• _SHORT EXERCISE_:
Copy each line below in which the word "React" occurs.

• _PROVIDED MATERIAL_:
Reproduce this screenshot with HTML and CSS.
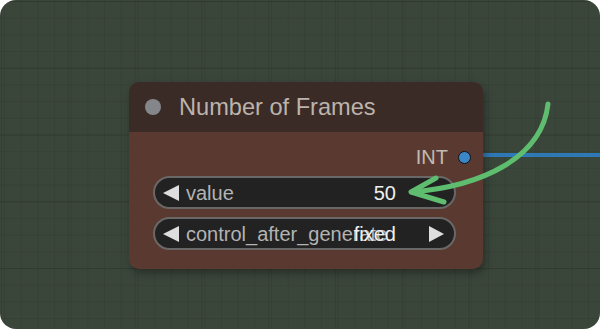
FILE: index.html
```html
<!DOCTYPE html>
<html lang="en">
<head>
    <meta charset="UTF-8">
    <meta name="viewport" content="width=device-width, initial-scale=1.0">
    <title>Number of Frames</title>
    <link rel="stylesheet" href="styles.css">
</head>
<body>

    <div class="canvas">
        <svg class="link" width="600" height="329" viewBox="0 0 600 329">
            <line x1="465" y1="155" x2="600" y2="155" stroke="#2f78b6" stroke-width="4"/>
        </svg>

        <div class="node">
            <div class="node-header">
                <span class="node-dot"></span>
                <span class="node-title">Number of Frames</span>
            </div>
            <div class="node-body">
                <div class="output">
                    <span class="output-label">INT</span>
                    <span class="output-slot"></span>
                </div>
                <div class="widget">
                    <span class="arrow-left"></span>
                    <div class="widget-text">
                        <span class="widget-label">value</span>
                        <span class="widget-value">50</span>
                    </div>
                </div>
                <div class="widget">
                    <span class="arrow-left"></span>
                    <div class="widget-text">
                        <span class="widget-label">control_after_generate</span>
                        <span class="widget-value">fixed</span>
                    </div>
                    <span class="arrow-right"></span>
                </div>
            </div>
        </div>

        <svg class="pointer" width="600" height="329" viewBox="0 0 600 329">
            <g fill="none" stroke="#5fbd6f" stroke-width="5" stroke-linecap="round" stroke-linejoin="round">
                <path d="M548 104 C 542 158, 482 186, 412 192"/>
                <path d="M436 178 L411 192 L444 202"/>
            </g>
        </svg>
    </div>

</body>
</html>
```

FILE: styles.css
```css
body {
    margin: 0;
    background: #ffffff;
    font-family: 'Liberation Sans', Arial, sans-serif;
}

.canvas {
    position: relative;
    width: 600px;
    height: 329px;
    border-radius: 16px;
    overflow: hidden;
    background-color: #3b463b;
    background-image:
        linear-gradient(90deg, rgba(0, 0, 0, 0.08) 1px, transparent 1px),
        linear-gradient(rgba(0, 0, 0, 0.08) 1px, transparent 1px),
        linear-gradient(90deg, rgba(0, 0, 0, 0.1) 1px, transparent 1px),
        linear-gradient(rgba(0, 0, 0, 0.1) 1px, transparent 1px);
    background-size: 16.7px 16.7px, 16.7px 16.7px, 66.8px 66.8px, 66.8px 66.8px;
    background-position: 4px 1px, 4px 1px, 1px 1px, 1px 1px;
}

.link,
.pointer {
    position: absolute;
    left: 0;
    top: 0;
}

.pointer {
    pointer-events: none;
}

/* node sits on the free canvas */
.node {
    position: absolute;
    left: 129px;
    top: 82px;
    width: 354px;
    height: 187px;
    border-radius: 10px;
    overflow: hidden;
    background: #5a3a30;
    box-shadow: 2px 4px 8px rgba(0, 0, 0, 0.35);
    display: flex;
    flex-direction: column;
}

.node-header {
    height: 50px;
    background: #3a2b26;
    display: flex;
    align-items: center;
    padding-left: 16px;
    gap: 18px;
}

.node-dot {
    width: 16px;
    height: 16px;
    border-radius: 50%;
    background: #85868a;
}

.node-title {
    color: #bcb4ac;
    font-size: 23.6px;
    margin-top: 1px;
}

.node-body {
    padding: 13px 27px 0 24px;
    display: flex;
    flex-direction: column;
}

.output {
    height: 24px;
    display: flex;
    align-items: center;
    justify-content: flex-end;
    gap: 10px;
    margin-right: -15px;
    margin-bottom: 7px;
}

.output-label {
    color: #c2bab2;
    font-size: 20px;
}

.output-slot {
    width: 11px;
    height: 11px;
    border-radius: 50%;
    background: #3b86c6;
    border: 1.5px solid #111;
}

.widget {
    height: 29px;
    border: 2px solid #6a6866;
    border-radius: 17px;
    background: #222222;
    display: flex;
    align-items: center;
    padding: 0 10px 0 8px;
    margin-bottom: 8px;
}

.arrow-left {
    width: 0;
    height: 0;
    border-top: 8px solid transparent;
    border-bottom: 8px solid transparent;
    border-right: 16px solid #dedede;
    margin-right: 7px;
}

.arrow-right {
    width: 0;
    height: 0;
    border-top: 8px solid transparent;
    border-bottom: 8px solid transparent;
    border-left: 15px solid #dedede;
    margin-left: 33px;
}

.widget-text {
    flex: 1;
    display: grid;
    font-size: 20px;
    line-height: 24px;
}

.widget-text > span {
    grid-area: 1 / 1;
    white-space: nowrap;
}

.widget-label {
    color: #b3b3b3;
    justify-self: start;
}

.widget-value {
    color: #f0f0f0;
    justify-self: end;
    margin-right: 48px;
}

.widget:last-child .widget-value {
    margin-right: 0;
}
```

---

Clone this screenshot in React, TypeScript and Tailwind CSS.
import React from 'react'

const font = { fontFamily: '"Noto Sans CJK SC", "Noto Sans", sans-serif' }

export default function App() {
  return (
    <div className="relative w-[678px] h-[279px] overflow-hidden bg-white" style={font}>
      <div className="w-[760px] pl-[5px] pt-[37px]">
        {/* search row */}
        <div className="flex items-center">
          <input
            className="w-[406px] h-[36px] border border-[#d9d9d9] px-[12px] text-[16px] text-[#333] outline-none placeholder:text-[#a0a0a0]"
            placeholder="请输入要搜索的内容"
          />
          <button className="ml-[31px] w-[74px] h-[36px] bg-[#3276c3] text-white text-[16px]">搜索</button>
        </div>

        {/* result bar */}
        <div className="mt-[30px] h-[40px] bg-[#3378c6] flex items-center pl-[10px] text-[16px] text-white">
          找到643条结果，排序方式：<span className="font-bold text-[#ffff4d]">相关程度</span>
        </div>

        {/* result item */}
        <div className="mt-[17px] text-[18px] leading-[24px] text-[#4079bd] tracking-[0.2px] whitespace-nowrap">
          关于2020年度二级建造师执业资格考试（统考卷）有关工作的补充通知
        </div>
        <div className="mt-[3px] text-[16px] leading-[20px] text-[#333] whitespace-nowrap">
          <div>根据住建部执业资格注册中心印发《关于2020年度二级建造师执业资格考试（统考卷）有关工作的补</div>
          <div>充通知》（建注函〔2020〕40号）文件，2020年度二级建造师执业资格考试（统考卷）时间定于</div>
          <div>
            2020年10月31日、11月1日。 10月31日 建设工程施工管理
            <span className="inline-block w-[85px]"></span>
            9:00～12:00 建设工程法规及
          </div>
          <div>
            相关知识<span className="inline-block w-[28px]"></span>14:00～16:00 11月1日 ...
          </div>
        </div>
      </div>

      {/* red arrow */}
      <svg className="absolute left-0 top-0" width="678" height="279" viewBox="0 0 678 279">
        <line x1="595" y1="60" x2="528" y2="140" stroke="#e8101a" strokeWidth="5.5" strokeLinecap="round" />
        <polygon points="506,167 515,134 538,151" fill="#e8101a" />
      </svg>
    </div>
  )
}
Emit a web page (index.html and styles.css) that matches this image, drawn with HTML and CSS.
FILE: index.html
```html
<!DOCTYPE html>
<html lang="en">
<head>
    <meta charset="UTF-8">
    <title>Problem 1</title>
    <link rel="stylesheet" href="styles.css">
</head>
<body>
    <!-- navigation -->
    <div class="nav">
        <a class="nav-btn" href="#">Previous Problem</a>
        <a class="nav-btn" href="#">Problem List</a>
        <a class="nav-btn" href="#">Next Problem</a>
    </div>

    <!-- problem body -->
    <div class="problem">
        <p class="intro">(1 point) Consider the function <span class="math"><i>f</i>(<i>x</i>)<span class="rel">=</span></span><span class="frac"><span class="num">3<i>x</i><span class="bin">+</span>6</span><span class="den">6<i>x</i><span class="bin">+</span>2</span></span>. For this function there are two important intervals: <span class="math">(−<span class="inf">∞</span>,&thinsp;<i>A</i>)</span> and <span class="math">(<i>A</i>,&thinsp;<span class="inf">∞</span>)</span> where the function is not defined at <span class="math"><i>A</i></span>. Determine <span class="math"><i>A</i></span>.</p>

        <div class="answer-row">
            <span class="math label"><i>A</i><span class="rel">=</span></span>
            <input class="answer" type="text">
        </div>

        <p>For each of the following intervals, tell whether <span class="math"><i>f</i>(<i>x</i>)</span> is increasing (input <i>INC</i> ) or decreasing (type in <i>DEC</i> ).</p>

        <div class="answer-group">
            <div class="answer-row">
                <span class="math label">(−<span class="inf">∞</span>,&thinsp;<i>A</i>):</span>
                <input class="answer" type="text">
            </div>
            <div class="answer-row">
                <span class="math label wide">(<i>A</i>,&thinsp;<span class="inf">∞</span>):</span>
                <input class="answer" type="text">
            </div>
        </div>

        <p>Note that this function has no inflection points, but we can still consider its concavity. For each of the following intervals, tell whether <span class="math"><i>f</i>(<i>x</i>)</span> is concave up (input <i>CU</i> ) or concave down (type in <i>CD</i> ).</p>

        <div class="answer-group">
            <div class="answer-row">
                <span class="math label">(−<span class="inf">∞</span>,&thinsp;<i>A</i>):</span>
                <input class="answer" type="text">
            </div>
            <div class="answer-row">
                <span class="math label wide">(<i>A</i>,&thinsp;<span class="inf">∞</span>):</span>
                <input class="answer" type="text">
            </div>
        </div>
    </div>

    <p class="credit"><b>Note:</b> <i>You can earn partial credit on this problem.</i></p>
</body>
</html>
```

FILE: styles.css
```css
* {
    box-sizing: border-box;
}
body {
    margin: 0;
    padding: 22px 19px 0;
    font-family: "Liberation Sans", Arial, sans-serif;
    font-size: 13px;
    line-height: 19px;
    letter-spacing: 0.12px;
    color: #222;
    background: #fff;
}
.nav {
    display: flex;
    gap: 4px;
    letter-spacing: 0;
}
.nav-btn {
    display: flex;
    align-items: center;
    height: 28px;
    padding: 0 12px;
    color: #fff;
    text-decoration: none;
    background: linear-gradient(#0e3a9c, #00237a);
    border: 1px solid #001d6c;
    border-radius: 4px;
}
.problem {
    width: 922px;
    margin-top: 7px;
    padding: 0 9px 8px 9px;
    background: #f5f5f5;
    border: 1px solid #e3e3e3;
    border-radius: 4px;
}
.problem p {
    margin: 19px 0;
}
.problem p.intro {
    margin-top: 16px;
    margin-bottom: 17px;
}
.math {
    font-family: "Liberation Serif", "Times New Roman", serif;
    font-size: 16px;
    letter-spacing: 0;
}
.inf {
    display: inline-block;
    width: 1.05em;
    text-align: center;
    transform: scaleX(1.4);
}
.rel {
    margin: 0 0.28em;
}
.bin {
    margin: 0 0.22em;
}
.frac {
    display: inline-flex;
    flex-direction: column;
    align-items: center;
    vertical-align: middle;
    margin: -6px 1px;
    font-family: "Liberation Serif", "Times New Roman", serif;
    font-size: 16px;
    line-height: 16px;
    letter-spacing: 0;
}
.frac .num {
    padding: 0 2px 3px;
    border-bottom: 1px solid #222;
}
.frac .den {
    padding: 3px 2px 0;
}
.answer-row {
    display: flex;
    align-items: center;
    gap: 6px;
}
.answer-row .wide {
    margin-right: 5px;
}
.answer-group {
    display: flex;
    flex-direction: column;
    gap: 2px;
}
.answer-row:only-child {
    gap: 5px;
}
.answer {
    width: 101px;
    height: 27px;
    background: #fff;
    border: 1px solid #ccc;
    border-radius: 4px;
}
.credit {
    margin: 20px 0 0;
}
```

• _RIGHT ANSWER_:
Clone this screenshot in React, TypeScript and Tailwind CSS.
import React from 'react'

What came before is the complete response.